Microsoft Azure

hailctl hdinsight

As of version 0.2.82, pip installations of Hail come bundled with a command-line tool, hailctl hdinsight for working with Microsoft Azure HDInsight Spark clusters configured for Hail.

This tool requires the Azure CLI.

An HDInsight cluster always consists of two “head” nodes, two or more “worker” nodes, and an Azure Blob Storage container. The head nodes are automatically configured to serve Jupyter Notebooks at https://CLUSTER_NAME.azurehdinsight.net/jupyter . The Jupyter server is protected by a username-password combination. The username and password are printed to the terminal after the cluster is created.

Every HDInsight cluster is associated with one storage account which your Jupyter notebooks may access. In addition, HDInsight will create a container within this storage account (sharing a name with the cluster) for its own purposes. When a cluster is stopped using hailctl hdinsight stop, this container will be deleted.

To start a cluster, you must specify the cluster name, a storage account, and a resource group. The storage account must be in the given resource group.

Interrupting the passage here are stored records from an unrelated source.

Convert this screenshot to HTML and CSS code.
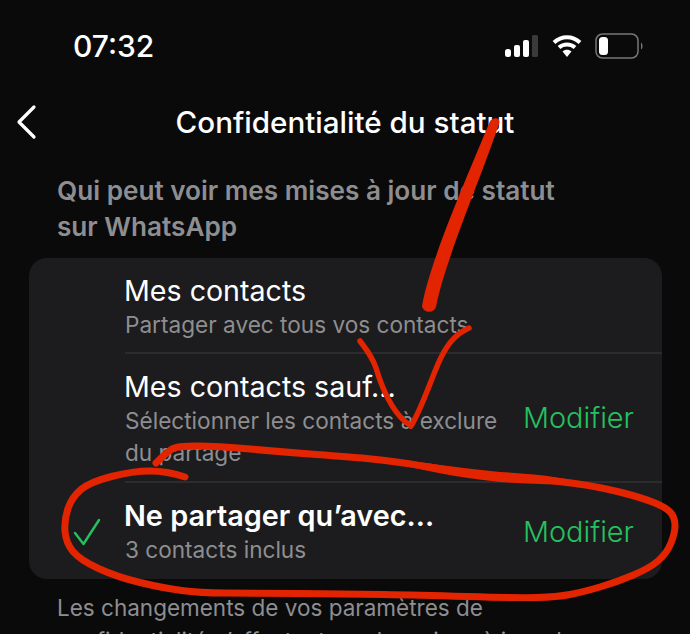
FILE: index.html
```html
<!DOCTYPE html>
<html lang="fr">
<head>
    <meta charset="UTF-8">
    <meta name="viewport" content="width=device-width, initial-scale=1.0">
    <title>Confidentialité du statut</title>
    <link rel="stylesheet" href="styles.css">
</head>
<body>
    <div class="screen">
        <div class="status-bar">
            <span class="time">07:32</span>
            <div class="status-icons">
                <svg class="signal" width="35" height="24" viewBox="0 0 35 24">
                    <rect x="1" y="15" width="6" height="8" rx="2.500" fill="#fff"/>
                    <rect x="10" y="11" width="6" height="12" rx="2" fill="#fff"/>
                    <rect x="19" y="6" width="6" height="17" rx="2" fill="#fff"/>
                    <rect x="28" y="1" width="6" height="22" rx="1.500" fill="#3a3a3c"/>
                </svg>
                <svg class="wifi" width="30" height="24" viewBox="0 0 30 24">
                    <path d="M2 8.500C9.500 1.500 20.500 1.500 28 8.500M7 13.500C11.500 9.500 18.500 9.500 23 13.500" fill="none" stroke="#fff" stroke-width="4"/>
                    <path d="M10.500 17.500C13 15.200 17 15.200 19.500 17.500L15 23Z" fill="#fff"/>
                </svg>
                <svg class="battery" width="49" height="26" viewBox="0 0 49 26">
                    <rect x="1" y="1" width="42" height="24" rx="6.500" fill="none" stroke="#77777a" stroke-width="1.500"/>
                    <rect x="4" y="4" width="9" height="18" rx="3.500" fill="#fff"/>
                    <path d="M46 9.500C48 10.500 48 15.500 46 16.500Z" fill="#77777a"/>
                </svg>
            </div>
        </div>

        <div class="nav-bar">
            <svg class="back" width="24" height="36" viewBox="0 0 24 36">
                <path d="M20 3L5 18L20 33" fill="none" stroke="#fff" stroke-width="3.200" stroke-linecap="round" stroke-linejoin="round"/>
            </svg>
            <h1>Confidentialité du statut</h1>
        </div>

        <h2 class="section-title">Qui peut voir mes mises à jour de statut sur WhatsApp</h2>

        <div class="card">
            <div class="row row-first">
                <div class="row-check"></div>
                <div class="row-body">
                    <div class="row-text">
                        <div class="row-title">Mes contacts</div>
                        <div class="row-sub">Partager avec tous vos contacts</div>
                    </div>
                </div>
            </div>
            <div class="row row-second">
                <div class="row-check"></div>
                <div class="row-body">
                    <div class="row-text">
                        <div class="row-title">Mes contacts sauf...</div>
                        <div class="row-sub">Sélectionner les contacts à exclure du partage</div>
                    </div>
                    <span class="row-action">Modifier</span>
                </div>
            </div>
            <div class="row row-third">
                <div class="row-check">
                    <svg width="30" height="30" viewBox="0 0 30 30">
                        <path d="M3 15L11.500 26L27 2" fill="none" stroke="#25c15f" stroke-width="2.400" stroke-linecap="round" stroke-linejoin="round"/>
                    </svg>
                </div>
                <div class="row-body">
                    <div class="row-text">
                        <div class="row-title selected">Ne partager qu’avec...</div>
                        <div class="row-sub">3 contacts inclus</div>
                    </div>
                    <span class="row-action">Modifier</span>
                </div>
            </div>
        </div>

        <p class="footnote">Les changements de vos paramètres de confidentialité n’affectent pas les mises à jour de statut que vous avez déjà envoyées.</p>

        <!-- annotations au feutre rouge -->
        <svg class="scribble" width="690" height="634" viewBox="0 0 690 634">
            <path d="M490 121C495 116 501 118 499 124C484 170 445 260 436 307C434 314 423 313 422 306C430 260 470 170 490 121Z" fill="#e32400"/>
            <path d="M360 341C366 349 372 356 376 368C382 388 392 414 411 426C420 412 428 388 438 364C445 348 453 335 469 328" fill="none" stroke="#e32400" stroke-width="5.500" stroke-linecap="round" stroke-linejoin="round"/>
            <path d="M185 477Q167 471 150 471Q133 471 111.500 476.500Q90 482 81 489.500Q72 497 68 508.500Q64 520 65 531.500Q66 543 73 551.500Q80 560 98.500 568.500Q117 577 140 582.500Q163 588 181.500 590.500Q200 593 225 593Q250 593 300 593.500Q350 594 383.500 594.500Q417 595 467 596.500Q517 598 537 597.500Q557 597 570 594.500Q583 592 600 587Q617 582 633.500 575Q650 568 658.500 560.500Q667 553 671 543Q675 533 675 525.500Q675 518 671 513Q667 508 655 503Q643 498 621.500 492.500Q600 487 575 483.500Q550 480 525 478.500Q500 477 483.500 475Q467 473 442 469Q417 465 400 462.500Q383 460 366.500 458.500Q350 457 316.500 454.500Q283 452 250 449Q217 446 197 446Q177 446 172 449Q167 452 156 463" fill="none" stroke="#e32400" stroke-width="7" stroke-linecap="round" stroke-linejoin="round"/>
            <path d="M380 457C420 462 460 468 500 472C540 474 570 478 600 487C570 484 540 485 500 482C460 478 420 470 380 460Z" fill="#e32400"/>
        </svg>
    </div>
</body>
</html>
```

FILE: styles.css
```css
* {
    box-sizing: border-box;
}
html, body {
    margin: 0;
    height: 634px;
    overflow: hidden;
    background-color: #0a0a0b;
}
body {
    font-family: Inter, "Liberation Sans", sans-serif;
    color: #fff;
}
.screen {
    position: relative;
    height: 634px;
    overflow: hidden;
}
.status-bar {
    height: 92px;
    padding: 29px 46px 0 73px;
    display: flex;
    justify-content: space-between;
    align-items: flex-start;
}
.time {
    font-size: 30px;
    line-height: 34px;
    font-weight: 500;
}
.status-icons {
    display: flex;
    align-items: center;
    gap: 13px;
    height: 34px;
}
.nav-bar {
    position: relative;
    height: 60px;
    display: flex;
    align-items: center;
    justify-content: center;
}
.back {
    position: absolute;
    left: 14px;
    top: 12px;
}
h1 {
    margin: 0;
    font-size: 29.600px;
    font-weight: 500;
}
.section-title {
    margin: 21px 100px 0 57px;
    font-size: 26.150px;
    line-height: 36px;
    font-weight: 600;
    color: #8e8e90;
}
.card {
    margin: 13px 28px 0 29px;
    height: 321px;
    background-color: #1c1c1e;
    border-radius: 18px;
    display: flex;
    flex-direction: column;
}
.row {
    display: flex;
    align-items: stretch;
}
.row-first {
    height: 96px;
}
.row-second {
    height: 129px;
}
.row-third {
    height: 96px;
}
.row-check {
    width: 96px;
    padding: 35px 0 0 43px;
}
.row-body {
    flex: 1;
    display: flex;
    align-items: center;
    justify-content: space-between;
    padding-right: 28px;
    border-bottom: 2px solid #2c2c2e;
}
.row-third .row-body {
    border-bottom: none;
}
.row-text {
    width: 385px;
}
.row-first .row-text {
    padding-top: 4px;
}
.row-second .row-text {
    padding-top: 2px;
}
.row-title {
    margin-left: -1px;
    font-size: 28.600px;
    line-height: 36px;
}
.row-title.selected {
    font-size: 28.800px;
    font-weight: 600;
    line-height: 37px;
}
.row-sub {
    font-size: 22.600px;
    line-height: 32px;
    color: #8e8e90;
}
.row-action {
    font-size: 28.900px;
    font-weight: 300;
    color: #25c15f;
}
.footnote {
    margin: 12px 90px 0 57px;
    font-size: 22.500px;
    line-height: 33px;
    color: #8e8e90;
}
.scribble {
    position: absolute;
    left: 0;
    top: 0;
}
```
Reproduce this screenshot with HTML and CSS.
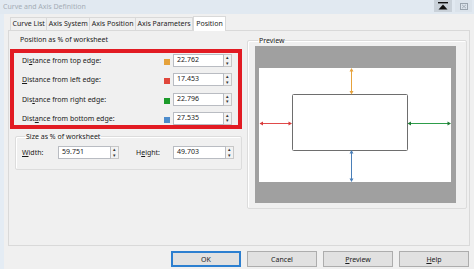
FILE: index.html
```html
<!DOCTYPE html>
<html lang="en">
  <head>
    <meta charset="UTF-8" />
    <meta name="viewport" content="width=device-width, initial-scale=1.0" />
    <title>Curve and Axis Definition</title>
    <link rel="stylesheet" href="styles.css">
  </head>
  <body>
    <div class="window">
      <div class="titlebar">
        <span class="title">Curve and Axis Definition</span>
        <div class="caption-buttons">
          <span class="cap-btn pin">
            <svg width="10" height="8" viewBox="0 0 10 8"><rect x="0" y="0" width="10" height="1.4" fill="#111"/><path d="M5 2.5 L9.5 7.5 L0.5 7.5 Z" fill="#111"/></svg>
          </span>
          <span class="cap-btn close">
            <svg width="8" height="7" viewBox="0 0 8 7"><rect x="0.5" y="0.5" width="7" height="6" fill="none" stroke="#9aa4ae"/><path d="M2 1.8 L6 5.2 M6 1.8 L2 5.2" stroke="#9aa4ae" stroke-width="0.8"/></svg>
          </span>
        </div>
      </div>

      <div class="client">
        <div class="tabs">
          <span class="tab">Curve List</span>
          <span class="tab">Axis System</span>
          <span class="tab">Axis Position</span>
          <span class="tab">Axis Parameters</span>
          <span class="tab active">Position</span>
        </div>

        <div class="panel">
          <div class="left-col">
            <div class="group-caption">Position as % of worksheet</div>
            <div class="highlight">
              <div class="pos-row">
                <span class="label">Di<u>s</u>tance from top edge:</span>
                <span class="swatch orange"></span>
                <span class="spin"><span class="spin-input">22.762</span><span class="spin-arrows"><i>&#9652;</i><i>&#9662;</i></span></span>
              </div>
              <div class="pos-row">
                <span class="label"><u>D</u>istance from left edge:</span>
                <span class="swatch red"></span>
                <span class="spin"><span class="spin-input">17.453</span><span class="spin-arrows"><i>&#9652;</i><i>&#9662;</i></span></span>
              </div>
              <div class="pos-row">
                <span class="label">Dis<u>t</u>ance from right edge:</span>
                <span class="swatch green"></span>
                <span class="spin"><span class="spin-input">22.796</span><span class="spin-arrows"><i>&#9652;</i><i>&#9662;</i></span></span>
              </div>
              <div class="pos-row">
                <span class="label">Dist<u>a</u>nce from bottom edge:</span>
                <span class="swatch blue"></span>
                <span class="spin"><span class="spin-input">27.535</span><span class="spin-arrows"><i>&#9652;</i><i>&#9662;</i></span></span>
              </div>
            </div>

            <fieldset class="group size-group">
              <legend>Size as % of worksheet</legend>
              <div class="size-row">
                <span class="label w-label"><u>W</u>idth:</span>
                <span class="spin"><span class="spin-input">59.751</span><span class="spin-arrows"><i>&#9652;</i><i>&#9662;</i></span></span>
                <span class="label h-label">H<u>e</u>ight:</span>
                <span class="spin"><span class="spin-input">49.703</span><span class="spin-arrows"><i>&#9652;</i><i>&#9662;</i></span></span>
              </div>
            </fieldset>
          </div>

          <fieldset class="group preview-group">
            <legend>Preview</legend>
            <div class="canvas">
              <svg width="201" height="157" viewBox="0 0 201 157">
                <rect x="0" y="0" width="201" height="157" fill="#a0a0a0"/>
                <rect x="4" y="22" width="192" height="114" fill="#fff"/>
                <rect x="37.5" y="48.5" width="115" height="56" rx="1" fill="#fff" stroke="#6e6e6e"/>
                <!-- top -->
                <line x1="96.5" y1="24" x2="96.5" y2="47" stroke="#e6a23c"/>
                <path d="M94.5 25.5 L96.5 22 L98.5 25.5 Z M94.5 45 L96.5 48.5 L98.5 45 Z" fill="#e6a23c"/>
                <!-- bottom -->
                <line x1="96.5" y1="106" x2="96.5" y2="134" stroke="#4a7fb8"/>
                <path d="M94.5 107.5 L96.5 104 L98.5 107.5 Z M94.5 132.5 L96.5 136 L98.5 132.5 Z" fill="#4a7fb8"/>
                <!-- left -->
                <line x1="5" y1="77.5" x2="36" y2="77.5" stroke="#e04a4a"/>
                <path d="M8 75.5 L4.5 77.5 L8 79.5 Z M33.5 75.5 L37 77.5 L33.5 79.5 Z" fill="#d83a3a"/>
                <!-- right -->
                <line x1="154" y1="77.5" x2="195" y2="77.5" stroke="#2d9d4a"/>
                <path d="M156 75.5 L152.5 77.5 L156 79.5 Z M192.5 75.5 L196 77.5 L192.5 79.5 Z" fill="#1f7a34"/>
              </svg>
            </div>
          </fieldset>
        </div>

        <div class="buttons">
          <button class="btn default">OK</button>
          <button class="btn">Cancel</button>
          <button class="btn"><u>P</u>review</button>
          <button class="btn"><u>H</u>elp</button>
        </div>
      </div>
    </div>
  </body>
</html>
```

FILE: styles.css
```css
* {
  box-sizing: border-box;
}

body {
  margin: 0;
  width: 474px;
  height: 269px;
  overflow: hidden;
  background: #f0f0f0;
  font-family: "Noto Sans", "Open Sans", sans-serif;
  font-size: 7px;
  color: #1b1b1b;
}

.window {
  height: 269px;
  border-left: 4px solid #e4ecf4;
}

.titlebar {
  height: 14px;
  margin-left: -4px;
  background: #e1e9f1;
  display: flex;
  align-items: flex-start;
  justify-content: space-between;
}

.title {
  padding: 2px 0 0 3px;
  color: #a5adb6;
  font-size: 7px;
}

.caption-buttons {
  display: flex;
  gap: 3px;
  margin-right: 2px;
}

.cap-btn {
  height: 12px;
  display: flex;
  align-items: center;
  justify-content: center;
}

.cap-btn.pin {
  width: 18px;
  background: #c9d1d9;
}

.cap-btn.close {
  width: 17px;
  background: #dbe3eb;
}

/* client area */
.client {
  padding: 1px 0 0 4px;
}

.tabs {
  display: flex;
  align-items: flex-end;
  height: 15px;
  padding-left: 2px;
}

.tab {
  height: 13px;
  padding: 0 1.5px;
  border: 1px solid #d9d9d9;
  border-bottom: none;
  border-right: none;
  background: #f0f0f0;
  line-height: 12px;
  white-space: nowrap;
}

.tab:nth-child(4) {
  border-right: 1px solid #d9d9d9;
}

.tab.active {
  height: 15px;
  background: #fff;
  border: 1px solid #d9d9d9;
  border-bottom: none;
  margin-bottom: -1px;
  padding: 0 2px;
  line-height: 13px;
  position: relative;
  z-index: 1;
}

.panel {
  width: 462px;
  height: 216px;
  border: 1px solid #d9d9d9;
  background: #f0f0f0;
  display: flex;
  gap: 5px;
  padding: 0 0 0 1px;
}

.left-col {
  width: 232px;
  display: flex;
  flex-direction: column;
}

.group-caption {
  padding: 4px 0 0 10px;
  height: 18px;
  line-height: 10px;
}

.highlight {
  height: 80px;
  border: 4px solid #e21b23;
  padding: 1px 6px 0 8px;
  display: flex;
  flex-direction: column;
  gap: 6.3px;
}

.pos-row {
  display: grid;
  grid-template-columns: 1fr 6px 59px;
  column-gap: 3px;
  align-items: center;
  height: 13px;
}

.label u,
.btn u {
  text-decoration: underline;
  text-underline-offset: 1px;
}

.swatch {
  width: 6px;
  height: 6px;
  margin-top: 3px;
}

.swatch.orange { background: #e5a23b; }
.swatch.red { background: #e0473b; }
.swatch.green { background: #1c9b2b; }
.swatch.blue { background: #4d8ccc; }

.spin {
  display: flex;
  height: 13px;
}

.spin-input {
  flex: 1;
  background: #fff;
  border: 1px solid #b9bcc2;
  padding-left: 3px;
  line-height: 10px;
  font-size: 7px;
}

.spin-arrows {
  width: 8px;
  display: flex;
  flex-direction: column;
  border: 1px solid #c7c7c7;
  border-left: none;
  background: #f2f2f2;
}

.spin-arrows i {
  flex: 1;
  font-style: normal;
  font-size: 5px;
  line-height: 5px;
  text-align: center;
  color: #333;
}

/* group boxes */
.group {
  margin: 0;
  border: 1px solid #dcdcdc;
  border-radius: 2px;
  box-shadow: inset 1px 1px 0 #fff;
}

.group legend {
  padding: 0 1px;
  margin-left: 3px;
  line-height: 9px;
  font-size: 7px;
}

.size-group {
  margin: 3px 0 0 5px;
  width: 227px;
  height: 38px;
  padding: 5px 0 0 6px;
}

.size-row {
  display: flex;
  align-items: center;
  height: 13px;
}

.size-row .spin {
  width: 61px;
}

.w-label {
  width: 36px;
}

.h-label {
  padding-left: 17px;
  box-sizing: content-box;
  width: 37px;
}

.preview-group {
  width: 220px;
  height: 173px;
  margin-top: 5px;
  padding: 1px 10px 0 7px;
}

.canvas {
  width: 201px;
  height: 157px;
}

.canvas svg {
  display: block;
}

/* dialog buttons */
.buttons {
  display: flex;
  justify-content: flex-end;
  gap: 6px;
  width: 461px;
  margin-top: 5px;
}

.btn {
  width: 70px;
  height: 16px;
  padding: 0;
  border: 1px solid #adadad;
  background: #e1e1e1;
  font-family: "Noto Sans", "Open Sans", sans-serif;
  font-size: 7px;
  color: #1b1b1b;
}

.btn.default {
  border: 2px solid #2c7fd0;
}
```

hailctl hdinsight start CLUSTER_NAME STORAGE_ACCOUNT RESOURCE_GROUP

To submit a Python job to that cluster, use:

hailctl hdinsight submit CLUSTER_NAME STORAGE_ACCOUNT HTTP_PASSWORD SCRIPT [optional args to your python script...]

To list running clusters:

hailctl hdinsight list

Importantly, to shut down a cluster when done with it, use:

hailctl hdinsight stop CLUSTER_NAME STORAGE_ACCOUNT RESOURCE_GROUP

Variant Effect Predictor (VEP)

The following cluster configuration enables Hail to run VEP in parallel on every variant in a dataset containing GRCh37 variants:

hailctl hdinsight start CLUSTER_NAME STORAGE_ACCOUNT RESOURCE_GROUP \
        --vep GRCh37 \
        --vep-loftee-uri https://STORAGE_ACCOUNT.blob.core.windows.net/CONTAINER/loftee-GRCh37 \
        --vep-homo-sapiens-uri https://STORAGE_ACCOUNT.blob.core.windows.net/CONTAINER/homo-sapiens-GRCh37

Those two URIs must point at directories containing the VEP data files. You can populate them by downloading the two tar files using gcloud storage cp, gs://hail-us-central1-vep/loftee-beta/GRCh37.tar and gs://hail-us-central1-vep/homo-sapiens/85_GRCh37.tar, extracting them into a local folder, and uploading that folder to your storage account using az storage copy. The hail-us-central1-vep Google Cloud Storage bucket is a requester pays bucket which means you must pay the cost of transferring them out of Google Cloud. We do not provide these files in Azure because Azure Blob Storage lacks an equivalent cost control mechanism.

Hail also supports VEP for GRCh38 variants. The required tar files are located at gs://hail-REGION-vep/loftee-beta/GRCh38.tar and gs://hail-REGION-vep/homo-sapiens/95_GRCh38.tar.

A cluster started without the --vep argument is unable to run VEP and cannot be modified to run VEP. You must start a new cluster using --vep.